Language models do not transition smoothly from memorization to reasoning during pre-training. According to research published on Jiaxin Wen’s research blog, they switch unpredictably between two distinct operating modes: one that reproduces patterns from training data and one that applies more flexible, generalizing logic. The paper terms this behavior “mode-hopping.”

The mechanism is not a training artifact that better hyperparameters can eliminate. Standard optimization techniques, including gradient clipping, learning rate schedules, and weight decay, do not prevent or resolve the switches. The switches appear to reflect genuine competition for model capacity, with the active training data window determining which mode dominates at any given checkpoint.

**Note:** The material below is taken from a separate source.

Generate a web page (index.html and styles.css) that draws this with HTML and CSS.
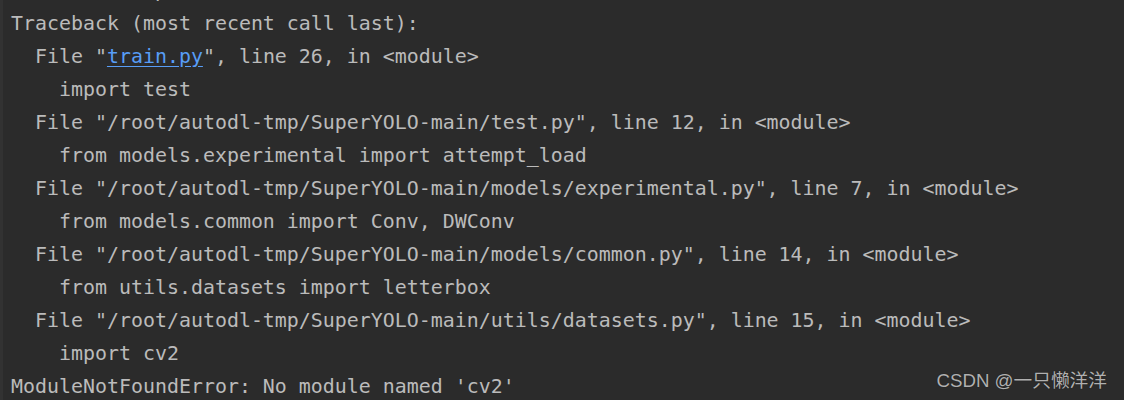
FILE: index.html
```html
<!DOCTYPE html>
<html lang="en">
<head>
<meta charset="utf-8">
<title>Traceback</title>
<link rel="stylesheet" href="styles.css">
</head>
<body>
<main class="console">
  <div class="output">
    <div class="line">            p</div>
    <div class="line">Traceback (most recent call last):</div>
    <div class="line">  File "<a class="link" href="#">train.py</a>", line 26, in &lt;module&gt;</div>
    <div class="line">    import test</div>
    <div class="line">  File "/root/autodl-tmp/SuperYOLO-main/test.py", line 12, in &lt;module&gt;</div>
    <div class="line">    from models.experimental import attempt_load</div>
    <div class="line">  File "/root/autodl-tmp/SuperYOLO-main/models/experimental.py", line 7, in &lt;module&gt;</div>
    <div class="line">    from models.common import Conv, DWConv</div>
    <div class="line">  File "/root/autodl-tmp/SuperYOLO-main/models/common.py", line 14, in &lt;module&gt;</div>
    <div class="line">    from utils.datasets import letterbox</div>
    <div class="line">  File "/root/autodl-tmp/SuperYOLO-main/utils/datasets.py", line 15, in &lt;module&gt;</div>
    <div class="line">    import cv2</div>
    <div class="line">ModuleNotFoundError: No module named 'cv2'</div>
  </div>
  <div class="watermark">CSDN @一只懒洋洋</div>
</main>
</body>
</html>
```

FILE: styles.css
```css
html, body {
  margin: 0;
  padding: 0;
  background: #2b2b2b;
  overflow: hidden;
}

.console {
  position: relative;
  width: 1124px;
  height: 400px;
  box-sizing: border-box;
  border-left: 3px solid #323232;
  padding-left: 8px;
  background: #2b2b2b;
  overflow: hidden;
}

.output {
  margin-top: -26px;
  font-family: "DejaVu Sans Mono", "Liberation Mono", monospace;
  font-size: 19.93px;
  line-height: 33px;
  color: #bbbbbb;
}

.line {
  white-space: pre;
  height: 33px;
}

.link {
  color: #589df6;
  text-decoration: underline;
  text-decoration-color: #589df6;
  text-underline-offset: 3px;
}

.watermark {
  position: absolute;
  right: 17px;
  top: 371px;
  font-family: "Liberation Sans", "Noto Sans CJK SC", sans-serif;
  font-size: 18.7px;
  line-height: 19px;
  color: #b0b0b0;
  text-shadow: 0 0 1px rgba(0, 0, 0, 0.5);
  white-space: nowrap;
}
```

This is a different kind of instability than the loss spikes researchers have long tracked. Loss spikes are visible in aggregate metrics and often traceable to specific data batches. Mode-hopping is subtler: the model’s loss curve can look well-behaved while the model’s behavioral regime shifts underneath. A checkpoint sampled from a memorization phase and a checkpoint sampled from a generalization phase may show similar training loss but produce meaningfully different downstream behavior.

The implications for checkpoint selection are direct. Current practice often treats intermediate checkpoints as interchangeable or selects by loss alone. If mode-hopping is real at the scale described, teams selecting checkpoints for fine-tuning, distillation, or behavioral evaluation are potentially pulling from different behavioral populations without knowing it. The research proposes that metrics predicting generalization behavior, rather than loss, should guide checkpoint selection.

Data curation is the second lever the research addresses. If mode-hopping is influenced by which data appears in a given training window, then data ordering and mixing ratios during pre-training are not merely efficiency questions; they are stability questions. A curriculum that keeps the model in a stable generalization mode longer would produce more consistent behavior across checkpoints. The research frames this as a design target, not a solved problem.

The honest caveat is that the research appears on a personal academic blog without an attached peer-review record or replication by an independent lab. The claims are plausible given what the broader research community knows about loss landscape geometry and mode connectivity, but the specific mechanism of mode-hopping and its prevalence at production scales has not been independently confirmed. The release announcement does not include independent benchmark results or external validation.

For teams currently running pre-training runs or selecting base checkpoints for fine-tuning projects: the ninety-day action is to add a behavioral evaluation layer to checkpoint selection, running capability probes at regular intervals rather than selecting purely by validation loss. If mode-hopping holds at the scales your compute budget reaches, that behavioral probe will catch regime shifts that loss curves miss.

Research by Jiaxin Wen, published on Jiaxin Wen’s research blog at an undisclosed date.